* **Requirement**
Please output every line of the material as it stands, without the pictures.

##### Data excerpt #####

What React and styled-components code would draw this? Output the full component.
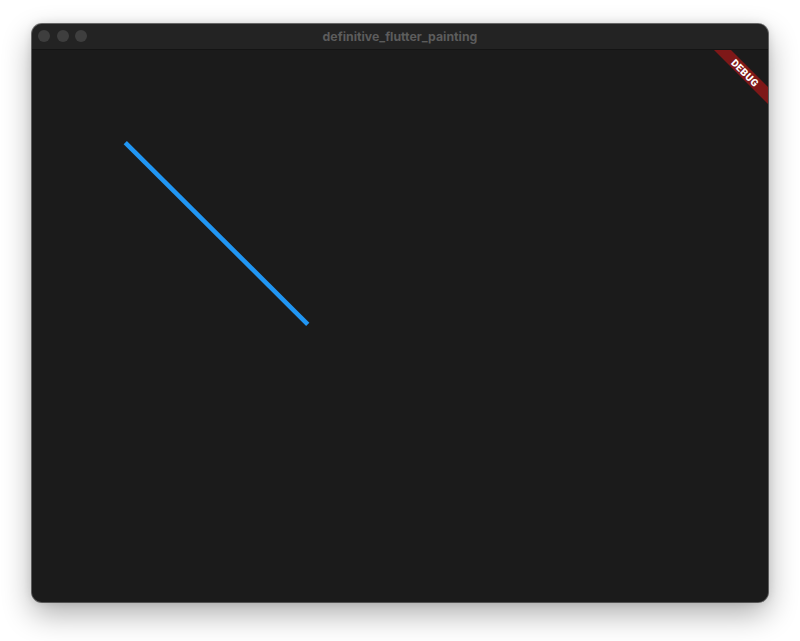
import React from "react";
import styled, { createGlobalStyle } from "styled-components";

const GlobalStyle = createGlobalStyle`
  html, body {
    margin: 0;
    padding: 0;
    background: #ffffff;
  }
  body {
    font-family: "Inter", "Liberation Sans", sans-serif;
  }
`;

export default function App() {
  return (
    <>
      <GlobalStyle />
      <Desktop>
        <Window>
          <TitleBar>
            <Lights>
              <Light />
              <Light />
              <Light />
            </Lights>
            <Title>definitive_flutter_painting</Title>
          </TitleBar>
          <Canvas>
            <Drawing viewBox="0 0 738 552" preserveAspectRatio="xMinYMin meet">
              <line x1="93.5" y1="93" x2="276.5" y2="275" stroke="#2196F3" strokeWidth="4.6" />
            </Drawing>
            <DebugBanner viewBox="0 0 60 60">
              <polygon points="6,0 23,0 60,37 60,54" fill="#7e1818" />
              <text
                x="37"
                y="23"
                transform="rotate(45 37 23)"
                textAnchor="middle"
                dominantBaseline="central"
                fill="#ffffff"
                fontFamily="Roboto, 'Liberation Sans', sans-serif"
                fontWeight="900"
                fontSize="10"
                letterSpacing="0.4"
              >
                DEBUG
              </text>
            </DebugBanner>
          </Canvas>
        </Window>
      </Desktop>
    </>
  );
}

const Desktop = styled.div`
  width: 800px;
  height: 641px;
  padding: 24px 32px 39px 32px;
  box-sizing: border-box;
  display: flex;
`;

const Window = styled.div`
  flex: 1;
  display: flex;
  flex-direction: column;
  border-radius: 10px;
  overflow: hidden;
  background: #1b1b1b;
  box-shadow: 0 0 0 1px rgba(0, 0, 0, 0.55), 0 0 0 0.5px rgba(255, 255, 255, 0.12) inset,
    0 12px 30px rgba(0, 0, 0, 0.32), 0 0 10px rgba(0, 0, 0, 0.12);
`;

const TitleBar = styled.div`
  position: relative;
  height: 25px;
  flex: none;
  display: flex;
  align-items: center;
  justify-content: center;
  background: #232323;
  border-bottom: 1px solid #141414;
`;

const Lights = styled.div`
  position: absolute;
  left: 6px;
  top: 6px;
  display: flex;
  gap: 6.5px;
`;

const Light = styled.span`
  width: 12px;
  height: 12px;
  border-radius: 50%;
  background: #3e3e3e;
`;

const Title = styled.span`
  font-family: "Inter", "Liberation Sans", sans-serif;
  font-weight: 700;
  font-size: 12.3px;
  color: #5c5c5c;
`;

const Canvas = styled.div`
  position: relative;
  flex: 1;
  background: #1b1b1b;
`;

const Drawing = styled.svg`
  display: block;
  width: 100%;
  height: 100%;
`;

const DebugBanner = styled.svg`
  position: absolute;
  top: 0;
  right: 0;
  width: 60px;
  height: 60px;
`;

#####

* **Task answer**
What React and styled-components code would draw this? Output the full component.
import React from "react";
import styled, { createGlobalStyle } from "styled-components";

const GlobalStyle = createGlobalStyle`
  html, body {
    margin: 0;
    padding: 0;
    background: #ffffff;
  }
  body {
    font-family: "Inter", "Liberation Sans", sans-serif;
  }
`;

export default function App() {
  return (
    <>
      <GlobalStyle />
      <Desktop>
        <Window>
          <TitleBar>
            <Lights>
              <Light />
              <Light />
              <Light />
            </Lights>
            <Title>definitive_flutter_painting</Title>
          </TitleBar>
          <Canvas>
            <Drawing viewBox="0 0 738 552" preserveAspectRatio="xMinYMin meet">
              <line x1="93.5" y1="93" x2="276.5" y2="275" stroke="#2196F3" strokeWidth="4.6" />
            </Drawing>
            <DebugBanner viewBox="0 0 60 60">
              <polygon points="6,0 23,0 60,37 60,54" fill="#7e1818" />
              <text
                x="37"
                y="23"
                transform="rotate(45 37 23)"
                textAnchor="middle"
                dominantBaseline="central"
                fill="#ffffff"
                fontFamily="Roboto, 'Liberation Sans', sans-serif"
                fontWeight="900"
                fontSize="10"
                letterSpacing="0.4"
              >
                DEBUG
              </text>
            </DebugBanner>
          </Canvas>
        </Window>
      </Desktop>
    </>
  );
}

const Desktop = styled.div`
  width: 800px;
  height: 641px;
  padding: 24px 32px 39px 32px;
  box-sizing: border-box;
  display: flex;
`;

const Window = styled.div`
  flex: 1;
  display: flex;
  flex-direction: column;
  border-radius: 10px;
  overflow: hidden;
  background: #1b1b1b;
  box-shadow: 0 0 0 1px rgba(0, 0, 0, 0.55), 0 0 0 0.5px rgba(255, 255, 255, 0.12) inset,
    0 12px 30px rgba(0, 0, 0, 0.32), 0 0 10px rgba(0, 0, 0, 0.12);
`;

const TitleBar = styled.div`
  position: relative;
  height: 25px;
  flex: none;
  display: flex;
  align-items: center;
  justify-content: center;
  background: #232323;
  border-bottom: 1px solid #141414;
`;

const Lights = styled.div`
  position: absolute;
  left: 6px;
  top: 6px;
  display: flex;
  gap: 6.5px;
`;

const Light = styled.span`
  width: 12px;
  height: 12px;
  border-radius: 50%;
  background: #3e3e3e;
`;

const Title = styled.span`
  font-family: "Inter", "Liberation Sans", sans-serif;
  font-weight: 700;
  font-size: 12.3px;
  color: #5c5c5c;
`;

const Canvas = styled.div`
  position: relative;
  flex: 1;
  background: #1b1b1b;
`;

const Drawing = styled.svg`
  display: block;
  width: 100%;
  height: 100%;
`;

const DebugBanner = styled.svg`
  position: absolute;
  top: 0;
  right: 0;
  width: 60px;
  height: 60px;
`;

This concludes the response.